At Judiciary Antitrust Subcommittee hearing, Klobuchar raises concerns about the potential impacts of further consolidation in the wireless market
Klobuchar, who chairs the Antitrust Subcommittee, also discussed legislation she recently introduced to crack down on cell phone thefts by requiring a “kill switch” on smartphones
Washington, D.C. – U.S. Senator Amy Klobuchar today pressed the wireless industry to expand choices and keep prices low for consumers across the country. At a Senate Judiciary Antitrust Subcommittee hearing with representatives from the wireless industry and other experts, Klobuchar raised concerns about the potential impacts of further consolidation in the wireless market. Klobuchar, who chairs the Antitrust Subcommittee, also discussed legislation she recently introduced to help crack down on cell phone thefts by requiring a “kill switch” on smartphones.
“Robust competition in the wireless marketplace helps expand choices and keep prices low for consumers, and any further consolidation in the wireless market should be intensely scrutinized,” Klobuchar said. “With more and more Americans relying on cell phones to conduct their everyday lives, we need to make sure that demand is met and that consumers get the products and services they are calling for, including increased speeds, new handset devices, and the latest security features, such as a ‘kill switch’ type technology to protect their information and deter thieves.”
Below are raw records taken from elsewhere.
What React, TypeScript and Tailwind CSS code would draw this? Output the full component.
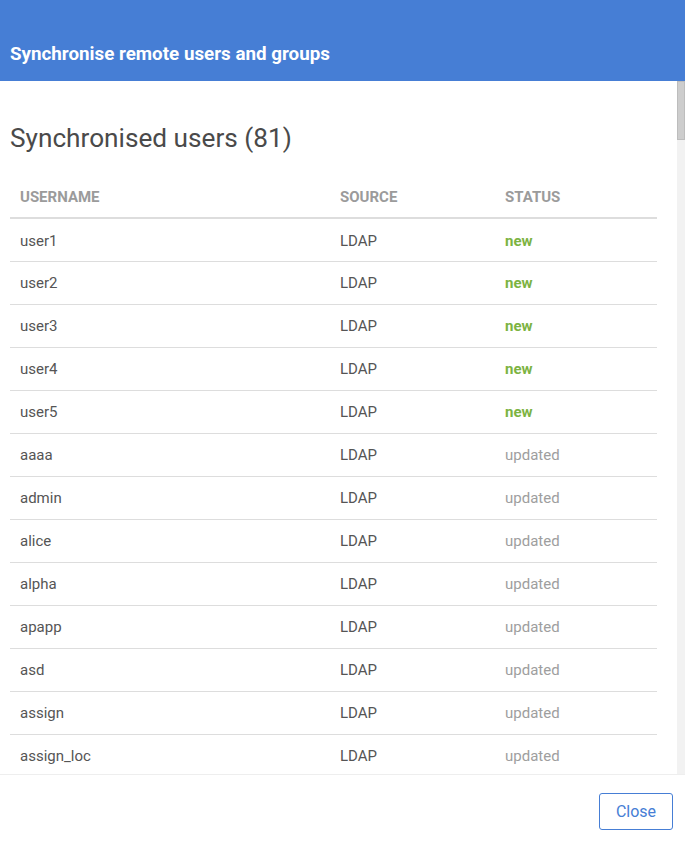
import React from "react";

type Row = { name: string; source: string; status: "new" | "updated" };

const known = [
  "aaaa", "admin", "alice", "alpha", "apapp", "asd", "assign", "assign_loc",
  "bob", "bravo", "carol", "charlie", "dave", "delta", "demo", "echo", "eve",
  "foxtrot", "frank", "golf", "grace", "guest", "heidi", "hotel", "india",
  "ivan", "judy", "juliet", "kilo", "lima", "mallory", "mike", "november",
  "oscar", "papa", "peggy", "quebec", "romeo", "sierra", "tango", "trent",
  "uniform", "victor", "walter", "whiskey", "xray", "yankee", "zulu",
];

const users: Row[] = [
  ...[1, 2, 3, 4, 5].map((i) => ({ name: `user${i}`, source: "LDAP", status: "new" as const })),
  ...Array.from({ length: 76 }, (_, i) => ({
    name: i < known.length ? known[i] : `test${i - known.length + 1}`,
    source: "LDAP",
    status: "updated" as const,
  })),
];

// only the rows that fit in the visible window are rendered
const visible = users.slice(0, 13);

export default function App() {
  return (
    <div className="flex h-[853px] w-[685px] flex-col bg-white font-['Roboto',sans-serif]">
      <div className="flex h-[81px] shrink-0 items-end bg-[#467ed5] px-[10px] pb-[16px]">
        <h1 className="text-[18.8px] leading-[21px] font-bold text-white">Synchronise remote users and groups</h1>
      </div>

      <div className="flex min-h-0 flex-1 overflow-hidden">
        <div className="min-w-0 flex-1 pt-[42px] pr-[20px] pl-[10px]">
          <h2 className="mb-[22px] text-[26.2px] leading-[30px] text-[#4a4a4a]">Synchronised users ({users.length})</h2>
          <table className="w-full border-collapse text-[15px]">
            <thead>
              <tr className="border-b-2 border-[#dddddd]">
                <th className="h-[43px] w-[320px] px-[10px] pt-[3px] text-left font-bold text-[#9b9b9b] uppercase">Username</th>
                <th className="h-[43px] w-[165px] px-[10px] pt-[3px] text-left font-bold text-[#9b9b9b] uppercase">Source</th>
                <th className="h-[43px] px-[10px] pt-[3px] text-left font-bold text-[#9b9b9b] uppercase">Status</th>
              </tr>
            </thead>
            <tbody>
              {visible.map((r) => (
                <tr key={r.name} className="border-b border-[#dddddd]">
                  <td className="h-[43px] px-[10px] pt-[2px] text-[#555555]">{r.name}</td>
                  <td className="h-[43px] px-[10px] pt-[2px] text-[#555555]">{r.source}</td>
                  <td
                    className={
                      r.status === "new"
                        ? "h-[43px] px-[10px] pt-[2px] font-bold text-[#7cb342]"
                        : "h-[43px] px-[10px] pt-[2px] text-[#9e9e9e]"
                    }
                  >
                    {r.status}
                  </td>
                </tr>
              ))}
            </tbody>
          </table>
        </div>
        <div className="w-[8px] shrink-0 bg-[#f2f2f2]">
          <div className="h-[59px] border border-[#bdbdbd] bg-[#cdcdcd]" />
        </div>
      </div>

      <div className="flex h-[79px] shrink-0 items-start justify-end border-t border-[#eeeeee] pt-[18px] pr-[12px]">
        <button className="h-[37px] w-[74px] rounded-[3px] border border-[#467ed5] bg-white text-[16px] text-[#467ed5]">
          Close
        </button>
      </div>
    </div>
  );
}
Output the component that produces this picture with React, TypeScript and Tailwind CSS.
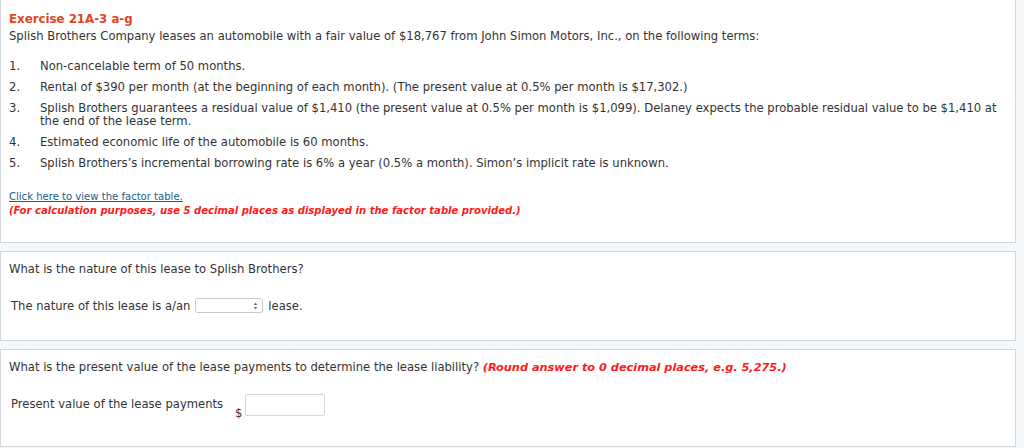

Witnesses at today’s hearing included: Eric Graham, Senior Vice President, Strategic Relations, C Spire Wireless; Roslyn Layton, Ph.D. Fellow, Center for Communication, Media and Information Technologies; Randal S. Milch, Executive Vice President & General Counsel, Verizon Communications Inc.; Jonathan Spalter, Chair, Mobile Future; Kathleen O’Brien Ham, Vice President, Federal Regulatory Affairs, T-Mobile USA, Inc.; and Matthew F. Wood, Policy Director, Free Press.
The Smartphone Theft Prevention Act, which is supported by a broad coalition of stakeholders including the Major Cities Chiefs Association, New York Attorney General Eric Schneiderman, San Francisco District Attorney George Gascón, and Consumers Union, would require a “kill switch” on smartphones to help protect consumers and deter thieves. The legislation empowers victims of cell phone theft with the decision to keep their information private by wiping away personally identifiable information from their device and rendering the phone inoperable to thieves. The bill is cosponsored by Senators Mikulski, Blumenthal and Hirono.